In that brief shining moment, "Kiss Me Kate" appeared. It was the first serious 3-D feature, and became the subject of a cruel test. It opened "flat" in Texas, and in 3-D in upstate New York. Audiences flocked to both, which was not encouraging. The 3-D print was shelved. Worse yet, "From Here to Eternity" -- shot not only in 2-D but in black and white -- set a box-office record when it opened in New York. Hollywood concluded that quality -- always more difficult to control than process -- still could pack them in.

The man who killed 3-D was a Frenchman, Dr. Henri Chretien, professor at the Sorbonne and member of the Optical Institute of Paris. He did it by inventing Cinemascope, which permitted a movie screen 21/2 times larger than before, and gave the added drama the studios were anxious for. Twentieth Century-Fox converted all its productions, beginning with "The Robe."

Three-D never really died. Whenever "The Creature From the Black Lagoon" has been shown in its 3-D version, audiences have always appeared, as they have for "It Came From Outer Space" and "House of Wax." The Key in Georgetown did good business last year with a double bill of a "Three Stooges" short and Alfred Hitchcock's adventuresome "deepie" version of "Dial M for Murder." Three-D has even been tried on television -- ..avision in Milwaukee, with Polaroid glasses available through Sears, Roebuck.

"Comin' at Ya!" may show the future the glories of the past, or, of course, it may do a 200-theater belly-flop that empties the pool forever. Quintano estimates that it will eventually gross "$12 billion" and he and his partners are already at work on their second 3-D feature, a situation comedy.

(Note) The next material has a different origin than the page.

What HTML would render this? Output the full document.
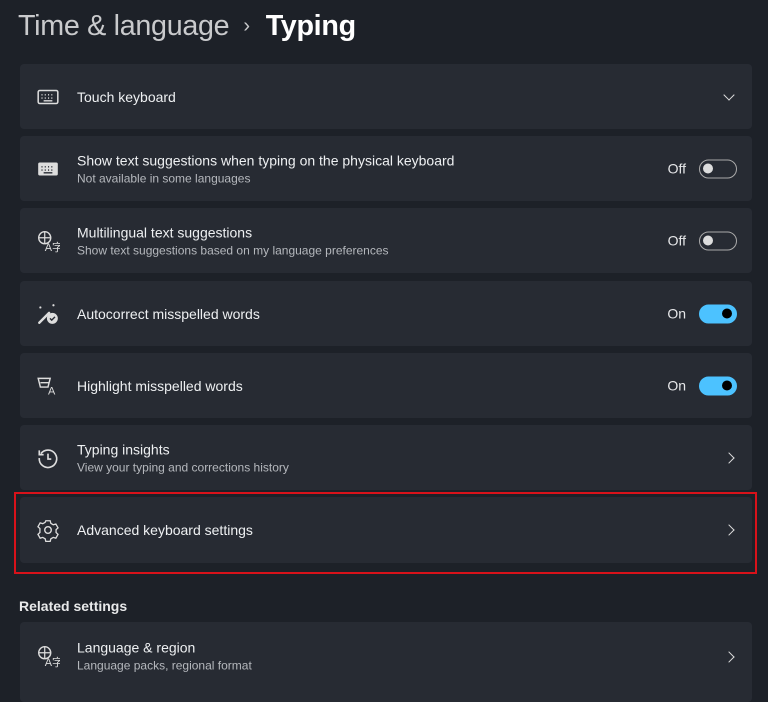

"We might go ahead and sign a television star as the lead of this one, but I don't know yet," Quintano said.

One company that wishes Quintano, Lupo and Anthony all the luck in the world is the Marks Polarized Corp. of New York, manufacturers of those cardboard glasses.

The president of Marks told The Wall Street Journal that his company is now turning out 3 million pairs a week for theaters showing "Comin' at Ya!" Marks grossed $700,000 in its 1981 fiscal year. The company is projecting sales of $30 million for 1982.